Problem to solve:
In the entries below, find the lines that contain the word "this" and copy them.

Records for the task:
╔══

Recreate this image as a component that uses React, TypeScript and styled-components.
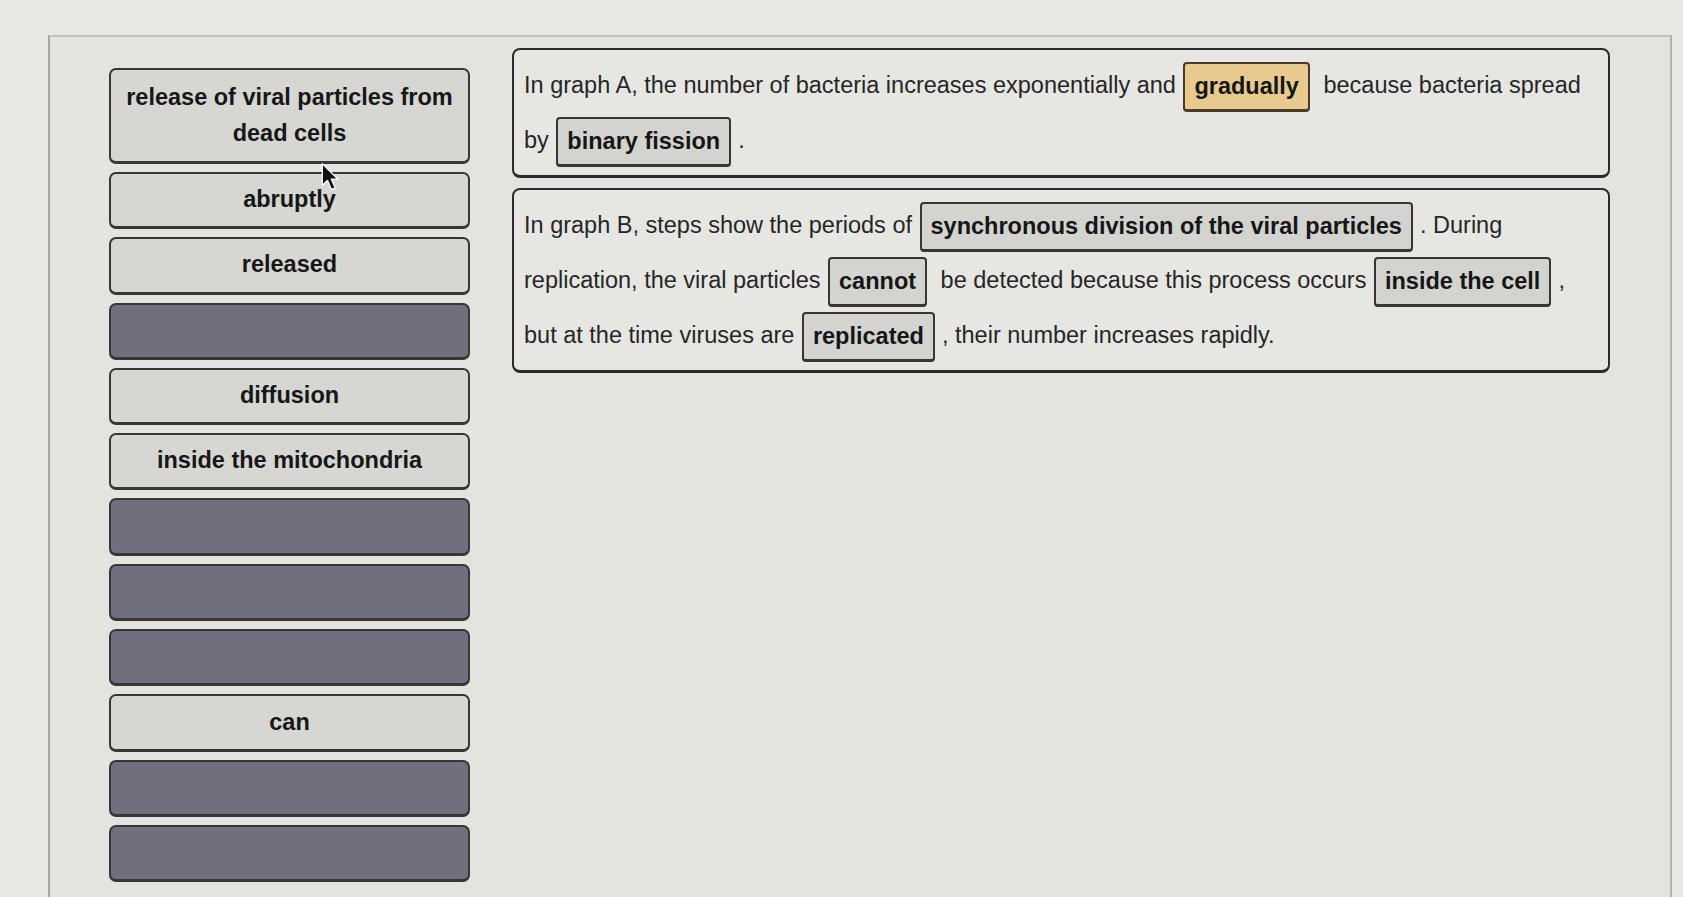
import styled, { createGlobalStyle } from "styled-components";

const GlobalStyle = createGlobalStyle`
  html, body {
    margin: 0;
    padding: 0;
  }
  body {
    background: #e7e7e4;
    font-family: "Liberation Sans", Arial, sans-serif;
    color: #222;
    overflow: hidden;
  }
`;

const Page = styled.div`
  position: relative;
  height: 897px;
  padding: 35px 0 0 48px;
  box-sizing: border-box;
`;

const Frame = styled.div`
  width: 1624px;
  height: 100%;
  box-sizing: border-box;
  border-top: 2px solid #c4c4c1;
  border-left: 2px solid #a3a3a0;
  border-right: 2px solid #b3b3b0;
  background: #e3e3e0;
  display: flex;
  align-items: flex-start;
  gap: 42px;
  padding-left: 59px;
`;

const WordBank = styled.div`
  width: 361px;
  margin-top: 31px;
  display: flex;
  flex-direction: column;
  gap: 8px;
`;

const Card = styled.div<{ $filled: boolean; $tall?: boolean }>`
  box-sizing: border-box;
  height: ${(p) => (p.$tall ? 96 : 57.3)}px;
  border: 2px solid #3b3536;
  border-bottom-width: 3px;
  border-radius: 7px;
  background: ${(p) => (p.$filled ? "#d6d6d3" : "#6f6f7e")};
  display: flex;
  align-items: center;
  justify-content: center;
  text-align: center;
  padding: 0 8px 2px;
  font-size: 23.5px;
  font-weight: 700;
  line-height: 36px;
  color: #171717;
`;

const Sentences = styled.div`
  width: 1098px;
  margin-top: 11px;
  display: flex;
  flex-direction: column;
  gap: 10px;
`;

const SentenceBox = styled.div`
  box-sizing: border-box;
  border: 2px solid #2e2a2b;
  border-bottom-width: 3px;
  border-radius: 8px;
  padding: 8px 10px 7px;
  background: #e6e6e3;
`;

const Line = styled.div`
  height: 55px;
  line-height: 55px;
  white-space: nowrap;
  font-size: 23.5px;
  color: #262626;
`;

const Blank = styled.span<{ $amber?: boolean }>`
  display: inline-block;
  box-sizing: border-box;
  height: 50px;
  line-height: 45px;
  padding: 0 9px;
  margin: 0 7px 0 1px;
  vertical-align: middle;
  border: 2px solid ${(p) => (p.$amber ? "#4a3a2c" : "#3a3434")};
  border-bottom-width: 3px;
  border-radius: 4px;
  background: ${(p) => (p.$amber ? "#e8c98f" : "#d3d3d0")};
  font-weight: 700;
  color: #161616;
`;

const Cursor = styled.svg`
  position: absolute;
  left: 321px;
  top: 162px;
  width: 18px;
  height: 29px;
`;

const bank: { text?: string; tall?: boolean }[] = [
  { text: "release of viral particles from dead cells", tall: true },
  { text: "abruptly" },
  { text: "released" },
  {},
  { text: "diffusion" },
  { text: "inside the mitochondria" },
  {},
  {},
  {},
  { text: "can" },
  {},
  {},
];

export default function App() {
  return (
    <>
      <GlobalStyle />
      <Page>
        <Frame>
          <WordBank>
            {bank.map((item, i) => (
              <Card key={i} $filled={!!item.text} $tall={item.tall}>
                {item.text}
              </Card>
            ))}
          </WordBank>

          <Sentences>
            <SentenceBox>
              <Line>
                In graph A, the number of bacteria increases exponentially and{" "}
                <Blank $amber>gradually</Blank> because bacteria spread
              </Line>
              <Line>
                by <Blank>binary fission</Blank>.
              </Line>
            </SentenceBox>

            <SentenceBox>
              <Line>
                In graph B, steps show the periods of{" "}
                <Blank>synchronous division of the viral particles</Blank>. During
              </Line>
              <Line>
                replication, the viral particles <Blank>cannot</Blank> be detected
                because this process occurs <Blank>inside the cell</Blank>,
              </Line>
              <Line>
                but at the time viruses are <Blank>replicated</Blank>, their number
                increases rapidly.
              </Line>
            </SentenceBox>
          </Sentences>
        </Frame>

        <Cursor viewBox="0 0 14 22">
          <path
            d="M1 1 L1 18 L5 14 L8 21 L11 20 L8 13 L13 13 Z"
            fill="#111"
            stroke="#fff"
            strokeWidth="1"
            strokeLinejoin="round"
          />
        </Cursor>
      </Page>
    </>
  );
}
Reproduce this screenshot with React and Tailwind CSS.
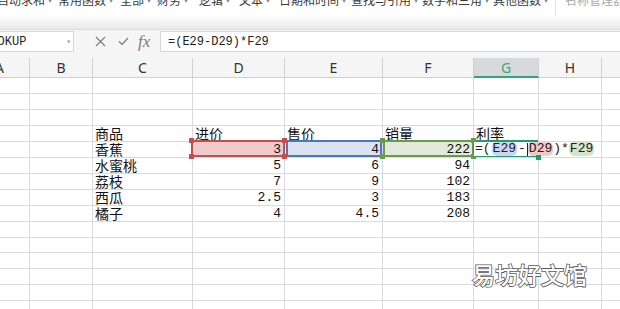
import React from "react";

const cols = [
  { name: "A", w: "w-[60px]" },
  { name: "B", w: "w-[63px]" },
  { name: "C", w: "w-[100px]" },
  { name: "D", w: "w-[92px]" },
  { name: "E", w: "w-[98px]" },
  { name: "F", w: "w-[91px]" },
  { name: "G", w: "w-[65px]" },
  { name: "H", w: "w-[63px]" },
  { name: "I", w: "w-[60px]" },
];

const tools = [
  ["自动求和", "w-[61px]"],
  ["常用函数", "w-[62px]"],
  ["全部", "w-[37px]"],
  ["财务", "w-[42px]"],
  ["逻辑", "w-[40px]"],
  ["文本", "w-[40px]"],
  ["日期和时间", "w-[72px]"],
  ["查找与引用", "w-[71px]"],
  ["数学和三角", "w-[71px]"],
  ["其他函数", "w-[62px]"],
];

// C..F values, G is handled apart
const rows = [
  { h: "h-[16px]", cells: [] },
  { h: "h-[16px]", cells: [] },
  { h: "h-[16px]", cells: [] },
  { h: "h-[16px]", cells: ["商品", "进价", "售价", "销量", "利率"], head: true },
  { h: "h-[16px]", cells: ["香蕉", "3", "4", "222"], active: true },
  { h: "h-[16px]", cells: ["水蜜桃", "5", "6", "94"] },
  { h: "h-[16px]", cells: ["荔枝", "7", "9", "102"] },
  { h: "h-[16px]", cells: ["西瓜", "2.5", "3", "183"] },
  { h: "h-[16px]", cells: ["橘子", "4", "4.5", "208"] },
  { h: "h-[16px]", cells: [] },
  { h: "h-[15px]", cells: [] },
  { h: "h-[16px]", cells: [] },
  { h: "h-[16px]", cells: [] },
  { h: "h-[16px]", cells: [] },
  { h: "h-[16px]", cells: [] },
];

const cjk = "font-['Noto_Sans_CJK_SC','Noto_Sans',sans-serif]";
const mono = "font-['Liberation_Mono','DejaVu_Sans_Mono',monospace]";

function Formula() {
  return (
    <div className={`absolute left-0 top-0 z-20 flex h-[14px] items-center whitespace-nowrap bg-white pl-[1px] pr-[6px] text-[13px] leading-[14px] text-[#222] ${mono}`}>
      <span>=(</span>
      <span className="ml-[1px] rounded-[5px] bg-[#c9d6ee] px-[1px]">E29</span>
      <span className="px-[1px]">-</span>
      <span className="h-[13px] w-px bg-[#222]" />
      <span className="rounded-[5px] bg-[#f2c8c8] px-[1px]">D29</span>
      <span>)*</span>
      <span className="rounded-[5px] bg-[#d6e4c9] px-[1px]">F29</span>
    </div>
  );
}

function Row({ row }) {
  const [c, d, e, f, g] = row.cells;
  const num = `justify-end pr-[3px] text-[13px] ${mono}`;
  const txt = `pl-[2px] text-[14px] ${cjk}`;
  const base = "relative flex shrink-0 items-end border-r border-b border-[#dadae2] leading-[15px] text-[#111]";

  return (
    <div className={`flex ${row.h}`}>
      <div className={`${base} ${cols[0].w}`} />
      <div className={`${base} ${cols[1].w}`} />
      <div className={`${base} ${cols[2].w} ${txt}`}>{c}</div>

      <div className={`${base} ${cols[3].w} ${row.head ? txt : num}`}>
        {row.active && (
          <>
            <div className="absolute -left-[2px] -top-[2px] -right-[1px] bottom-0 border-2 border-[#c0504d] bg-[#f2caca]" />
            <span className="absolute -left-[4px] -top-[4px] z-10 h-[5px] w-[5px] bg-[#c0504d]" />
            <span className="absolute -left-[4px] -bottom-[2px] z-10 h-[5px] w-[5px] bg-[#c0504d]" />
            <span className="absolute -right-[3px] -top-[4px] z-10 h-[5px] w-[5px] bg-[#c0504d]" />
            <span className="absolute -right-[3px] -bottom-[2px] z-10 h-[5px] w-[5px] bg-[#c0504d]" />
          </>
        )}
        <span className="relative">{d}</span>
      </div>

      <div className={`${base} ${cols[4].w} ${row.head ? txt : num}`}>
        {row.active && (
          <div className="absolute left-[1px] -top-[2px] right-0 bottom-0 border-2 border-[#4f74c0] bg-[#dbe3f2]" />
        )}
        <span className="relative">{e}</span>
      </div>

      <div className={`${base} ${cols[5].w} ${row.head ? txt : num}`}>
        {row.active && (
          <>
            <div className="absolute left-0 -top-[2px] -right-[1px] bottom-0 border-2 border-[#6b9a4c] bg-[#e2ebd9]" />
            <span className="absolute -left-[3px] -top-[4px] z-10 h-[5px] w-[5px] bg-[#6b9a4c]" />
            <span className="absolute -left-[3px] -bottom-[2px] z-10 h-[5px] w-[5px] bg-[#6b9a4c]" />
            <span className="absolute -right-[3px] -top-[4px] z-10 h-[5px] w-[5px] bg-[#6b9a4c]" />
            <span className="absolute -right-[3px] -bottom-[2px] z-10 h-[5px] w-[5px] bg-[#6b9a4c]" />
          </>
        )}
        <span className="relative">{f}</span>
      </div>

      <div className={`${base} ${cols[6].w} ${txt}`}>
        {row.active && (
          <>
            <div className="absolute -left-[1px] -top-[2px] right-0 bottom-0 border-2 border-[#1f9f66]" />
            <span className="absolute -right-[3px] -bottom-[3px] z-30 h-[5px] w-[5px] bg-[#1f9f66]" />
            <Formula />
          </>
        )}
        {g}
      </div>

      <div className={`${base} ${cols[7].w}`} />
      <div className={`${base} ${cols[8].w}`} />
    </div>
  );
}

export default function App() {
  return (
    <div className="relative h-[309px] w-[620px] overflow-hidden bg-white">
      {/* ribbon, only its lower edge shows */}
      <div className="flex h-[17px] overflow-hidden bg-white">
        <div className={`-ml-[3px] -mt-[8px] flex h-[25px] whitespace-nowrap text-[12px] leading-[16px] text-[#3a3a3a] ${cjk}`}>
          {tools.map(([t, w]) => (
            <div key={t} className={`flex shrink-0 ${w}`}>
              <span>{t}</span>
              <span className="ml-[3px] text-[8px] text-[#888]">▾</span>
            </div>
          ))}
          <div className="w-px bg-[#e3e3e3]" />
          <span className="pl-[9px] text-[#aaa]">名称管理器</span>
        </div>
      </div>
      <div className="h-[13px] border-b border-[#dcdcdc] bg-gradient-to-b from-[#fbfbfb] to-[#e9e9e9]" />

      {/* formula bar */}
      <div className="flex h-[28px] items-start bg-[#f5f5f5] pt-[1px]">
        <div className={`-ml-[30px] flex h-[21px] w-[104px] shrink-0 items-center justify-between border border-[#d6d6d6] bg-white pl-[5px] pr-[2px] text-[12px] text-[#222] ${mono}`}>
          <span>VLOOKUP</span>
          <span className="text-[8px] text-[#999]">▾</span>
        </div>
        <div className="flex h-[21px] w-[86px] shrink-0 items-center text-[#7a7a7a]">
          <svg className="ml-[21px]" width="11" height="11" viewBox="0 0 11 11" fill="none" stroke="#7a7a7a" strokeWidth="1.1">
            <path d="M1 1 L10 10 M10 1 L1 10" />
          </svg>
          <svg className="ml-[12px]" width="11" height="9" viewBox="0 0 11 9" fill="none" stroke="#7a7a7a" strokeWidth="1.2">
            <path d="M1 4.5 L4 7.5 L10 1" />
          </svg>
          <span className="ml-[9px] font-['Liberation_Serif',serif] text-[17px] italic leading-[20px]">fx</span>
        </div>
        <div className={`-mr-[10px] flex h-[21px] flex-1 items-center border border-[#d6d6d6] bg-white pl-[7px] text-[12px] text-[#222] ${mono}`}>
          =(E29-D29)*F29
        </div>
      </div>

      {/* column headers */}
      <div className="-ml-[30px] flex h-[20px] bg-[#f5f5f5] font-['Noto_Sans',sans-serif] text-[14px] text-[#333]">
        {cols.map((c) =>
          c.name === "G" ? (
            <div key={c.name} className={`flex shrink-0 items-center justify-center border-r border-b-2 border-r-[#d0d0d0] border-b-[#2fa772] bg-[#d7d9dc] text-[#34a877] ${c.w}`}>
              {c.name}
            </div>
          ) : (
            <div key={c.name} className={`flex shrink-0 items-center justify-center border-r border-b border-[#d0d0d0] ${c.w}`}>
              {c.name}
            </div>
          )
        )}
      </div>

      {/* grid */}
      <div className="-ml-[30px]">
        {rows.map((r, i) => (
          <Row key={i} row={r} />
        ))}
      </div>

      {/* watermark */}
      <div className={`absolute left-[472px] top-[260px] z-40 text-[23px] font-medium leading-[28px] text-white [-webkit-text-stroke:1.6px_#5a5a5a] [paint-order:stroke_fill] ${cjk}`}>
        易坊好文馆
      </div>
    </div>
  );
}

╚══

Written solution:
Recreate this image as a component that uses React, TypeScript and styled-components.
                because this process occurs <Blank>inside the cell</Blank>,
Reproduce this screenshot with React and Tailwind CSS.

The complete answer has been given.